Count clusters of related accounts in a grid of customer/merchant connections.

By Alex Chen, Founder, InterviewChamp.AI · Last verified

Problem

Given an m x n 2D binary grid which represents a map of '1's (land) and '0's (water), return the number of islands.
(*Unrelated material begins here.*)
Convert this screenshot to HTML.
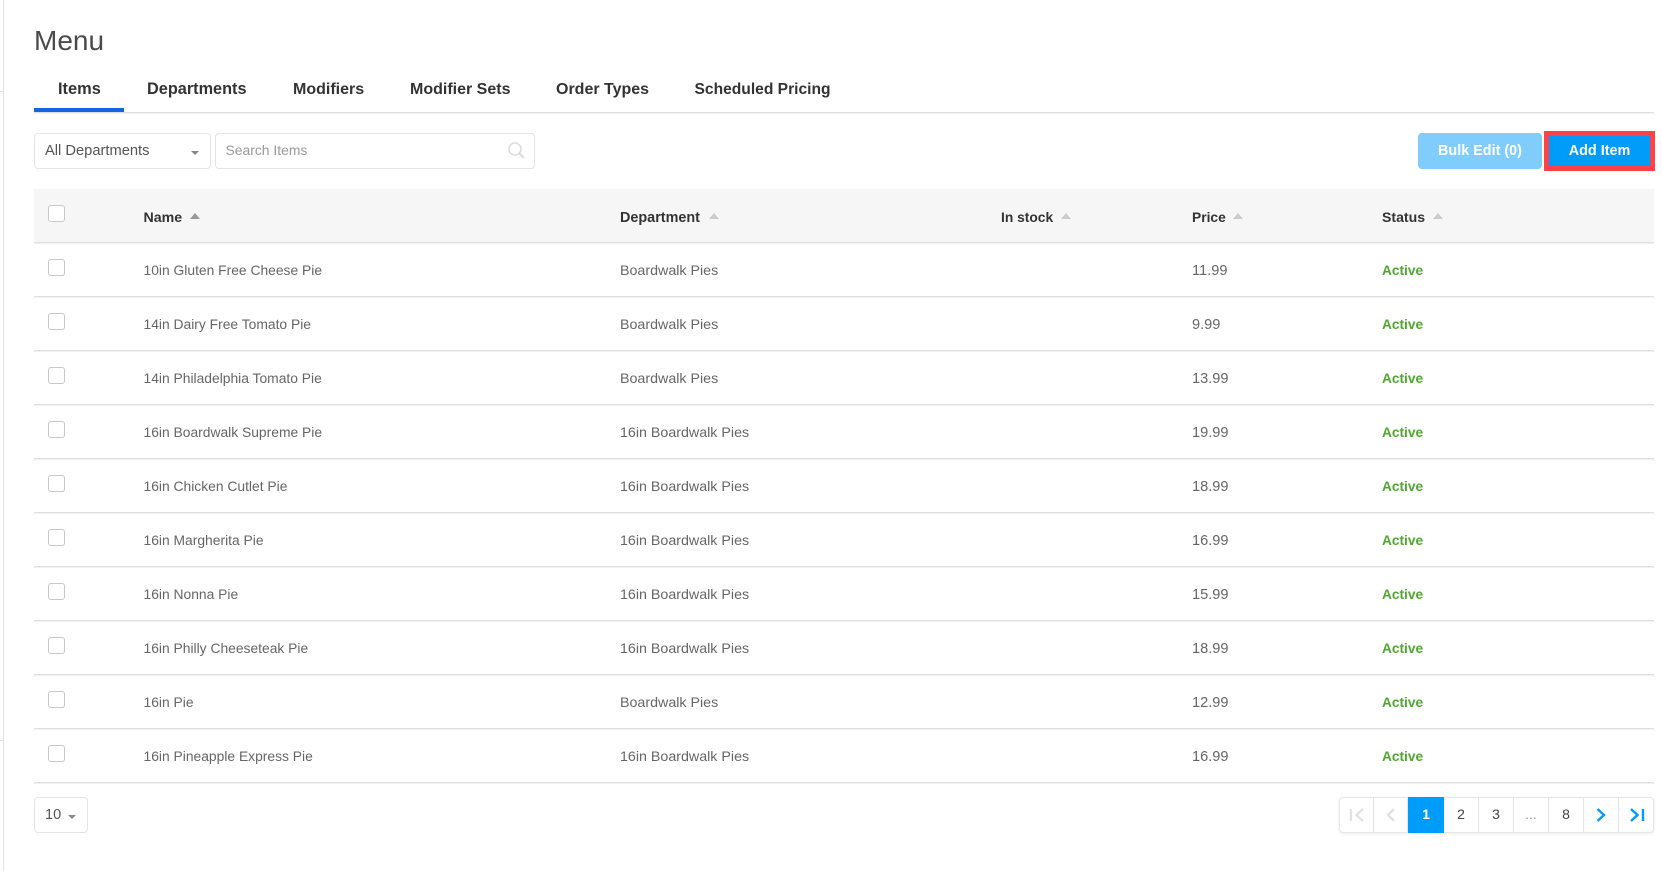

An island is surrounded by water and is formed by connecting adjacent lands horizontally or vertically.

Constraints

  • 1 <= m, n <= 300
  • grid[i][j] is '0' or '1'

Examples

Example 1

Input
grid = [["1","1","0"],["1","0","0"],["0","0","1"]]
Output
2

Example 2

Input
grid = [["1","1","1"],["1","1","1"]]
Output
1

Approaches

1. Iterative BFS

Scan; on each unvisited land cell, BFS from it and mark the whole island, counting one island per BFS.

Time
O(m*n)
Space
O(min(m,n))
let count = 0;
for (let r = 0; r < grid.length; r++)
  for (let c = 0; c < grid[0].length; c++)
    if (grid[r][c] === '1') { count++; const q = [[r,c]]; while (q.length) { const [i,j] = q.shift(); if (grid[i]?.[j] !== '1') continue; grid[i][j] = '0'; q.push([i+1,j],[i-1,j],[i,j+1],[i,j-1]); } }
return count;

Tradeoff:

2. DFS flood-fill

Sink each connected component recursively, incrementing the island count once per new land cell discovered.

Time
O(m*n)
Space
O(m*n)
function numIslands(grid) {
  const m = grid.length, n = grid[0].length;
  let count = 0;
  const sink = (r, c) => {
    if (r < 0 || c < 0 || r >= m || c >= n || grid[r][c] !== '1') return;
    grid[r][c] = '0';
    sink(r+1,c); sink(r-1,c); sink(r,c+1); sink(r,c-1);
  };
  for (let r = 0; r < m; r++)
    for (let c = 0; c < n; c++)
      if (grid[r][c] === '1') { count++; sink(r, c); }
  return count;
}

Tradeoff:

Monzo-specific tips

Monzo asks this in a fraud-clustering frame; mention how the same algorithm groups linked accounts on the ledger graph.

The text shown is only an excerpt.